Virtual Heart Models Save Lives at Boston Children's Hospital

A cardiac surgeon walked into Boston Children's Hospital in May 2019 already knowing exactly how to rebuild a young patient's heart. He had practiced the intricate procedure dozens of times on a perfect digital replica of the child's unique anatomy.

The surgical team had spent weeks building a fully functioning virtual twin of the child's heart from MRI and CT scans. This wasn't just a 3D picture but a living digital model that mimicked real blood flow, pressure, and muscle movement.

The patient faced a rare heart defect with holes between chambers that strained the lungs.
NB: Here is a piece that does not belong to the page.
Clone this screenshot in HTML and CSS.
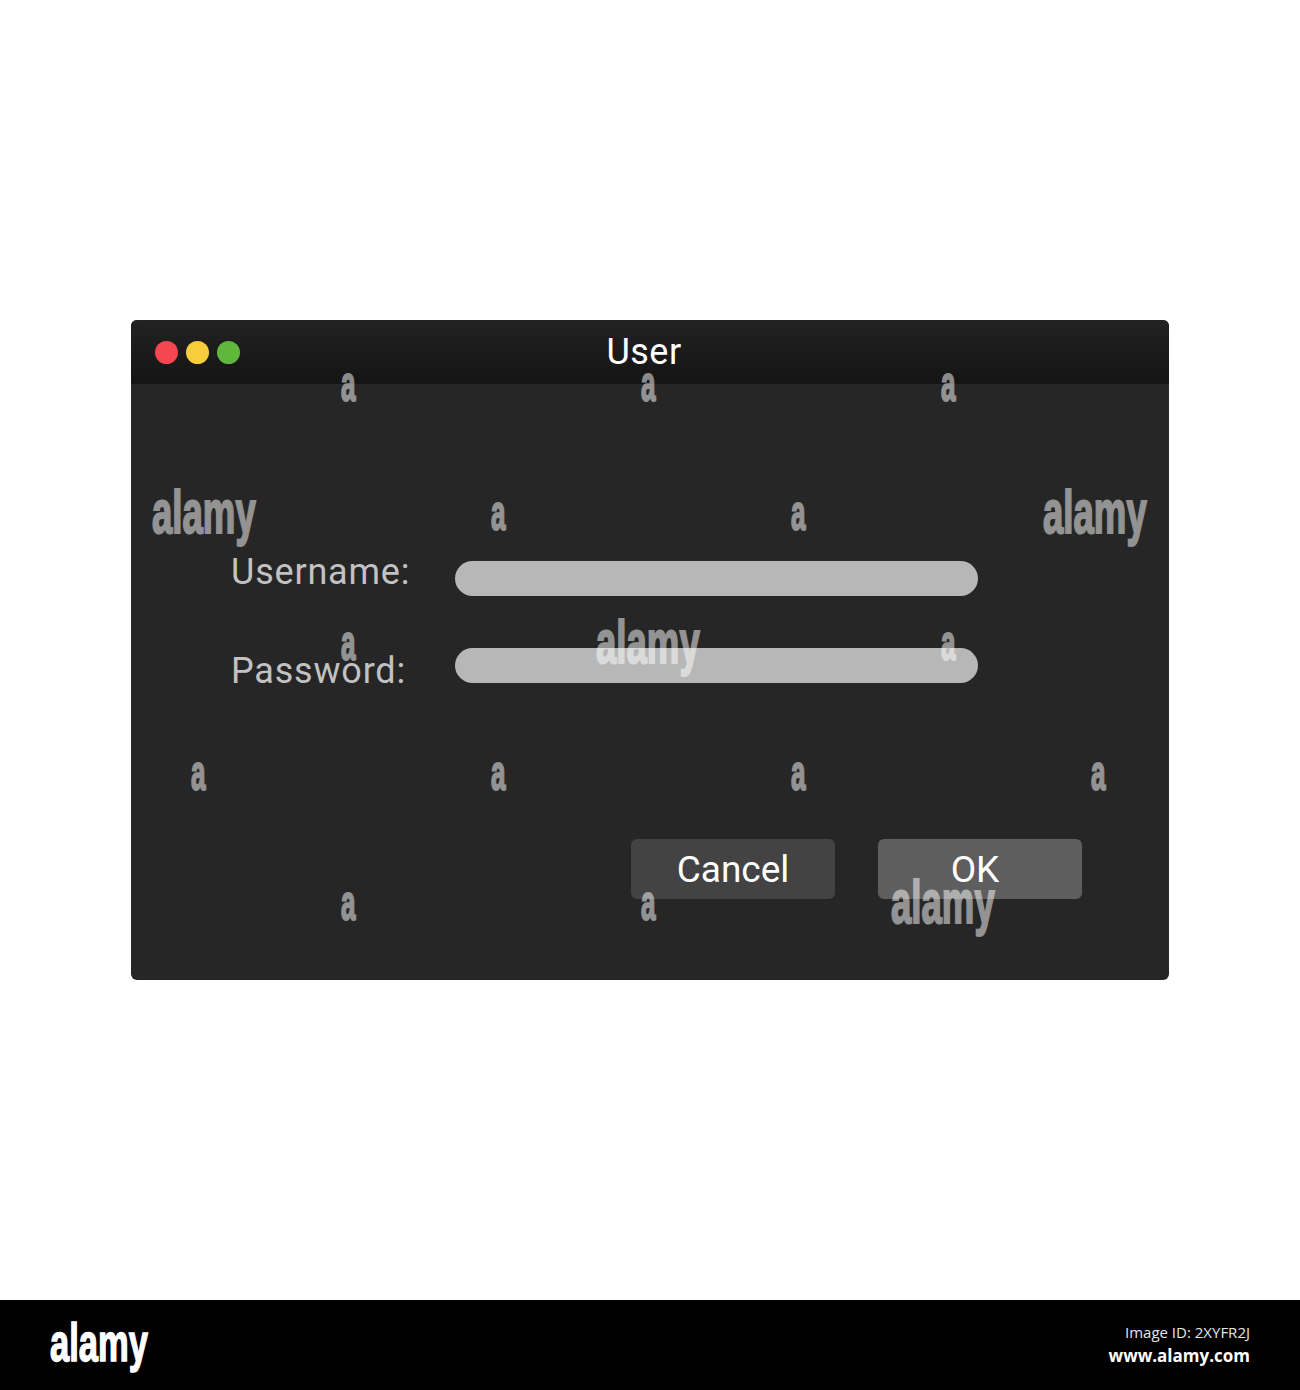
FILE: index.html
```html
<!DOCTYPE html>
<html lang="en">
<head>
    <meta charset="UTF-8">
    <meta name="viewport" content="width=device-width, initial-scale=1.0">
    <title>User</title>
    <link rel="stylesheet" href="styles.css">
</head>
<body>
    <div class="stage">
        <div class="window">
            <div class="titlebar">
                <div class="lights">
                    <span class="light red"></span>
                    <span class="light yellow"></span>
                    <span class="light green"></span>
                </div>
                <div class="title">User</div>
            </div>
            <div class="window-body">
                <div class="login-form">
                    <div class="labels">
                        <label for="username">Username:</label>
                        <label for="password" class="pw-label">Password:</label>
                    </div>
                    <div class="fields">
                        <input type="text" id="username">
                        <input type="password" id="password">
                    </div>
                </div>
                <div class="buttons">
                    <button class="btn btn-cancel">Cancel</button>
                    <button class="btn btn-ok">OK</button>
                </div>
            </div>
        </div>
    </div>
    <footer class="stock-bar">
        <div class="stock-logo">alamy</div>
        <div class="stock-info">
            <div class="stock-id">Image ID: 2XYFR2J</div>
            <div class="stock-url">www.alamy.com</div>
        </div>
    </footer>

    <!-- watermark overlay -->
    <div class="marks">
        <span class="mark" style="left:341px;top:359px">a</span>
        <span class="mark" style="left:641px;top:359px">a</span>
        <span class="mark" style="left:941px;top:359px">a</span>
        <span class="mark word" style="left:152px;top:481px">alamy</span>
        <span class="mark" style="left:491px;top:488px">a</span>
        <span class="mark" style="left:791px;top:488px">a</span>
        <span class="mark word" style="left:1043px;top:481px">alamy</span>
        <span class="mark" style="left:341px;top:618px">a</span>
        <span class="mark word" style="left:596px;top:611px">alamy</span>
        <span class="mark" style="left:941px;top:618px">a</span>
        <span class="mark" style="left:191px;top:748px">a</span>
        <span class="mark" style="left:491px;top:748px">a</span>
        <span class="mark" style="left:791px;top:748px">a</span>
        <span class="mark" style="left:1091px;top:748px">a</span>
        <span class="mark" style="left:341px;top:878px">a</span>
        <span class="mark" style="left:641px;top:878px">a</span>
        <span class="mark word" style="left:891px;top:871px">alamy</span>
    </div>
</body>
</html>
```

FILE: styles.css
```css
body {
    margin: 0;
    padding: 0;
    background: #fff;
    font-family: Roboto, "Liberation Sans", sans-serif;
    position: relative;
}
.stage {
    height: 1300px;
    display: flex;
    align-items: center;
    justify-content: center;
}
.window {
    width: 1038px;
    height: 660px;
    background: #262626;
    border-radius: 6px;
    overflow: hidden;
    display: flex;
    flex-direction: column;
}
.titlebar {
    height: 64px;
    background: linear-gradient(#222222, #141414);
    position: relative;
    display: flex;
    align-items: center;
    justify-content: center;
}
.lights {
    position: absolute;
    left: 24px;
    top: 21px;
    display: flex;
    gap: 8px;
}
.light {
    width: 23px;
    height: 23px;
    border-radius: 50%;
}
.light.red { background: #f5474f; }
.light.yellow { background: #f7cd3d; }
.light.green { background: #5fb83c; }
.title {
    color: #fff;
    font-size: 36px;
    letter-spacing: 0.5px;
    line-height: 64px;
    margin: -1px 12px 0 0;
}
.window-body {
    flex: 1;
    padding: 171px 87px 81px 100px;
    display: flex;
    flex-direction: column;
}
.login-form {
    display: flex;
    height: 134px;
}
.labels {
    width: 224px;
    display: flex;
    flex-direction: column;
    gap: 64px;
}
.labels label {
    color: #c2c2c2;
    font-size: 36px;
    letter-spacing: 0.8px;
    line-height: 35px;
    height: 35px;
}
.fields {
    padding-top: 6px;
    display: flex;
    flex-direction: column;
    gap: 52px;
}
.fields input {
    width: 523px;
    height: 35px;
    box-sizing: border-box;
    border: none;
    border-radius: 18px;
    background: #b7b7b7;
    outline: none;
}
.buttons {
    margin-top: 150px;
    display: flex;
    justify-content: flex-end;
    gap: 43px;
}
.btn {
    width: 204px;
    height: 60px;
    border: none;
    border-radius: 6px;
    color: #fff;
    font-family: Roboto, "Liberation Sans", sans-serif;
    font-size: 37px;
    padding: 0;
}
.btn-cancel { background: #434343; }
.btn-ok {
    background: #5e5e5e;
    padding-right: 10px;
}

.stock-bar {
    height: 90px;
    background: #000;
    display: flex;
    align-items: center;
    justify-content: space-between;
    padding: 0 50px;
}
.stock-logo {
    color: #fff;
    font-family: "Liberation Sans", sans-serif;
    font-weight: bold;
    font-size: 54px;
    line-height: 54px;
    margin-top: -6px;
    -webkit-text-stroke: 1.5px #fff;
    transform: scaleX(0.64);
    transform-origin: left center;
}
.stock-info {
    text-align: right;
    font-family: "Open Sans", "DejaVu Sans", sans-serif;
    color: #e6e6e6;
}
.stock-id {
    font-size: 15px;
    line-height: 22px;
}
.stock-url {
    font-size: 17px;
    font-weight: bold;
    color: #fff;
    line-height: 26px;
}

/* tiled stock marks, drawn over the window */
.marks {
    position: absolute;
    left: 0;
    top: 0;
    pointer-events: none;
}
.mark {
    position: absolute;
    color: #fff;
    -webkit-text-stroke: 2px #fff;
    opacity: 0.5;
    font-family: "Liberation Sans", sans-serif;
    font-weight: bold;
    font-size: 50px;
    line-height: 50px;
    transform: scaleX(0.52);
    transform-origin: left top;
}
.mark.word {
    font-size: 62px;
    line-height: 62px;
    transform: scaleX(0.59);
}
```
No textbook could guide the doctors through this specific case. But the virtual twin let them test different surgical strategies in advance, predicting exactly how each cut and stitch would affect this particular heart.

The surgery succeeded completely. The child's heart now works properly, rerouting blood flow just as the digital model predicted.

This technology comes from the Living Heart Project, launched in 2014 by engineer Steve Levine. His own daughter Jesse has a rare congenital heart condition, and watching her face diagnostic uncertainty sparked a powerful question: Why can't we simulate the human body the way we simulate cars and planes?

Levine had spent his career helping engineers build digital models of complex machines. He realized the same physics that predicts how a vehicle performs could predict how a heart behaves. Yet most medical decisions still rely on static images and best guesses rather than dynamic simulations.

The approach has transformed care at Boston Children's Hospital. Since that first patient in 2019, virtual twins have guided nearly 2,000 procedures. Surgeons now walk into operating rooms with detailed rehearsals complete, knowing which approach will work best for each unique patient.

The Ripple Effect: The Living Heart Project now includes over 150 member organizations across 28 countries. Multidisciplinary teams regularly use virtual twins not just for hearts but for other vital organs too. Patients who once faced uncertain outcomes now benefit from surgeons who can practice on their exact anatomy before making the first incision.

The technology bridges a gap that has existed for generations. Early physicians understood the body through physics, seeing the heart as a pump and the lungs as bellows. As medicine evolved, biology and chemistry took center stage while physics fell away. But for patients with structural heart problems, outcomes depend on mechanics, not medications.

Virtual twins are bringing physics back to medicine, one life-saving rehearsal at a time.